● DATASET EXTRACT:
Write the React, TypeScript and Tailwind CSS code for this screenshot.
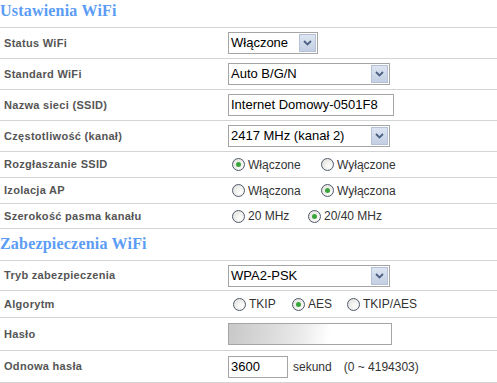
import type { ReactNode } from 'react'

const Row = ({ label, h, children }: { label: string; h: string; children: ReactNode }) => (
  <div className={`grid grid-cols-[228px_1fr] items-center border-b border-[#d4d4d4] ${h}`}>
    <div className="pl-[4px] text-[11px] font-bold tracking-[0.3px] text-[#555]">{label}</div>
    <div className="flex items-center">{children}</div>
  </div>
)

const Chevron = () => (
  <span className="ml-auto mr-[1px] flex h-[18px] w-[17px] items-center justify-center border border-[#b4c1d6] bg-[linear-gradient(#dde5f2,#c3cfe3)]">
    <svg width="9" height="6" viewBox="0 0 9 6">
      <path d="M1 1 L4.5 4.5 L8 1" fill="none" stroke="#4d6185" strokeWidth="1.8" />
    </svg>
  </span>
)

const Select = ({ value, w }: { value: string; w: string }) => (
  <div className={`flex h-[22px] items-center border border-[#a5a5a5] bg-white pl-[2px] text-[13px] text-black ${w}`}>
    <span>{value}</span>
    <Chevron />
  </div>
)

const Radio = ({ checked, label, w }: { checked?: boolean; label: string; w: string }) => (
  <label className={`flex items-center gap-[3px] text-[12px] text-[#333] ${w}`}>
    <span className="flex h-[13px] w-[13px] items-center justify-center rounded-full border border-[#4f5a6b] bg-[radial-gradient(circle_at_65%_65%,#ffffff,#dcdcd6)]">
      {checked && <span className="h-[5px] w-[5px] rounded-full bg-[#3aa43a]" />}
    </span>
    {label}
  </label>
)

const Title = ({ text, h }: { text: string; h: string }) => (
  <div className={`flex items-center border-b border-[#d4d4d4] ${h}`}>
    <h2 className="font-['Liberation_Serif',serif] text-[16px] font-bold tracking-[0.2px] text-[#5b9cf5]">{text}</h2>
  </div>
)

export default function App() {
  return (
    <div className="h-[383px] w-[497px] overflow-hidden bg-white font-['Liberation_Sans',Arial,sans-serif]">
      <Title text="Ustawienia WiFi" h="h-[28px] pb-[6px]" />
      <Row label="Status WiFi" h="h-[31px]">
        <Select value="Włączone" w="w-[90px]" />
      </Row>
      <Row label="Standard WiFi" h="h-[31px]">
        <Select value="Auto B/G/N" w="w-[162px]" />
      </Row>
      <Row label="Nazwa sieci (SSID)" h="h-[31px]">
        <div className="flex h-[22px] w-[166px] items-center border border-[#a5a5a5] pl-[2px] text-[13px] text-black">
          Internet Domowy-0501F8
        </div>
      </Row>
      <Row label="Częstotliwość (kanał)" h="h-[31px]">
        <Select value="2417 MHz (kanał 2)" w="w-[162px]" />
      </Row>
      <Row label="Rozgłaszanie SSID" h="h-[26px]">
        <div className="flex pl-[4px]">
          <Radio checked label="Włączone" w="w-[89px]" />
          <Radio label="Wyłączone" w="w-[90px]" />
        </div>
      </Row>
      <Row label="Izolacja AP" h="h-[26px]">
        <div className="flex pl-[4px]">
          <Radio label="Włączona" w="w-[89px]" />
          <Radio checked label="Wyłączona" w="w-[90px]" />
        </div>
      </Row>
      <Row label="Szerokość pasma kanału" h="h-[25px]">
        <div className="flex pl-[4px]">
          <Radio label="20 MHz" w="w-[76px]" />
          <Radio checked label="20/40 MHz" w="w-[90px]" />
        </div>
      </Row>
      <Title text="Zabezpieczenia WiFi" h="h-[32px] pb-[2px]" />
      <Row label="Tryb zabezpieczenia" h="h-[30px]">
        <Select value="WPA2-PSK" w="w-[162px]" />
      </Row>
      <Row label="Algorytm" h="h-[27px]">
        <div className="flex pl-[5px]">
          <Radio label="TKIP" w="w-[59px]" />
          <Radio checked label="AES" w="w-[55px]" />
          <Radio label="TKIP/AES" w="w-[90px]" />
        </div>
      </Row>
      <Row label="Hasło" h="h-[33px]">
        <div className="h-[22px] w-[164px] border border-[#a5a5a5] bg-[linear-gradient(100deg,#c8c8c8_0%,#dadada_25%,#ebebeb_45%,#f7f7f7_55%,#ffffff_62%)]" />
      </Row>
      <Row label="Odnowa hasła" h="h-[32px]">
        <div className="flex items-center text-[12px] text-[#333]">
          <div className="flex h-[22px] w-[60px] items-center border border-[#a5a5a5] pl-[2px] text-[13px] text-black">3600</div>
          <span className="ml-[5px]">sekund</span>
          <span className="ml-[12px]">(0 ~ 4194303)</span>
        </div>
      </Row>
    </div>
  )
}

● TO BE DONE: Copy out each line word for word, please, skipping the images.

● EXERCISE SOLUTION:
Write the React, TypeScript and Tailwind CSS code for this screenshot.
import type { ReactNode } from 'react'

const Row = ({ label, h, children }: { label: string; h: string; children: ReactNode }) => (
  <div className={`grid grid-cols-[228px_1fr] items-center border-b border-[#d4d4d4] ${h}`}>
    <div className="pl-[4px] text-[11px] font-bold tracking-[0.3px] text-[#555]">{label}</div>
    <div className="flex items-center">{children}</div>
  </div>
)

const Chevron = () => (
  <span className="ml-auto mr-[1px] flex h-[18px] w-[17px] items-center justify-center border border-[#b4c1d6] bg-[linear-gradient(#dde5f2,#c3cfe3)]">
    <svg width="9" height="6" viewBox="0 0 9 6">
      <path d="M1 1 L4.5 4.5 L8 1" fill="none" stroke="#4d6185" strokeWidth="1.8" />
    </svg>
  </span>
)

const Select = ({ value, w }: { value: string; w: string }) => (
  <div className={`flex h-[22px] items-center border border-[#a5a5a5] bg-white pl-[2px] text-[13px] text-black ${w}`}>
    <span>{value}</span>
    <Chevron />
  </div>
)

const Radio = ({ checked, label, w }: { checked?: boolean; label: string; w: string }) => (
  <label className={`flex items-center gap-[3px] text-[12px] text-[#333] ${w}`}>
    <span className="flex h-[13px] w-[13px] items-center justify-center rounded-full border border-[#4f5a6b] bg-[radial-gradient(circle_at_65%_65%,#ffffff,#dcdcd6)]">
      {checked && <span className="h-[5px] w-[5px] rounded-full bg-[#3aa43a]" />}
    </span>
    {label}
  </label>
)

const Title = ({ text, h }: { text: string; h: string }) => (
  <div className={`flex items-center border-b border-[#d4d4d4] ${h}`}>
    <h2 className="font-['Liberation_Serif',serif] text-[16px] font-bold tracking-[0.2px] text-[#5b9cf5]">{text}</h2>
  </div>
)

export default function App() {
  return (
    <div className="h-[383px] w-[497px] overflow-hidden bg-white font-['Liberation_Sans',Arial,sans-serif]">
      <Title text="Ustawienia WiFi" h="h-[28px] pb-[6px]" />
      <Row label="Status WiFi" h="h-[31px]">
        <Select value="Włączone" w="w-[90px]" />
      </Row>
      <Row label="Standard WiFi" h="h-[31px]">
        <Select value="Auto B/G/N" w="w-[162px]" />
      </Row>
      <Row label="Nazwa sieci (SSID)" h="h-[31px]">
        <div className="flex h-[22px] w-[166px] items-center border border-[#a5a5a5] pl-[2px] text-[13px] text-black">
          Internet Domowy-0501F8
        </div>
      </Row>
      <Row label="Częstotliwość (kanał)" h="h-[31px]">
        <Select value="2417 MHz (kanał 2)" w="w-[162px]" />
      </Row>
      <Row label="Rozgłaszanie SSID" h="h-[26px]">
        <div className="flex pl-[4px]">
          <Radio checked label="Włączone" w="w-[89px]" />
          <Radio label="Wyłączone" w="w-[90px]" />
        </div>
      </Row>
      <Row label="Izolacja AP" h="h-[26px]">
        <div className="flex pl-[4px]">
          <Radio label="Włączona" w="w-[89px]" />
          <Radio checked label="Wyłączona" w="w-[90px]" />
        </div>
      </Row>
      <Row label="Szerokość pasma kanału" h="h-[25px]">
        <div className="flex pl-[4px]">
          <Radio label="20 MHz" w="w-[76px]" />
          <Radio checked label="20/40 MHz" w="w-[90px]" />
        </div>
      </Row>
      <Title text="Zabezpieczenia WiFi" h="h-[32px] pb-[2px]" />
      <Row label="Tryb zabezpieczenia" h="h-[30px]">
        <Select value="WPA2-PSK" w="w-[162px]" />
      </Row>
      <Row label="Algorytm" h="h-[27px]">
        <div className="flex pl-[5px]">
          <Radio label="TKIP" w="w-[59px]" />
          <Radio checked label="AES" w="w-[55px]" />
          <Radio label="TKIP/AES" w="w-[90px]" />
        </div>
      </Row>
      <Row label="Hasło" h="h-[33px]">
        <div className="h-[22px] w-[164px] border border-[#a5a5a5] bg-[linear-gradient(100deg,#c8c8c8_0%,#dadada_25%,#ebebeb_45%,#f7f7f7_55%,#ffffff_62%)]" />
      </Row>
      <Row label="Odnowa hasła" h="h-[32px]">
        <div className="flex items-center text-[12px] text-[#333]">
          <div className="flex h-[22px] w-[60px] items-center border border-[#a5a5a5] pl-[2px] text-[13px] text-black">3600</div>
          <span className="ml-[5px]">sekund</span>
          <span className="ml-[12px]">(0 ~ 4194303)</span>
        </div>
      </Row>
    </div>
  )
}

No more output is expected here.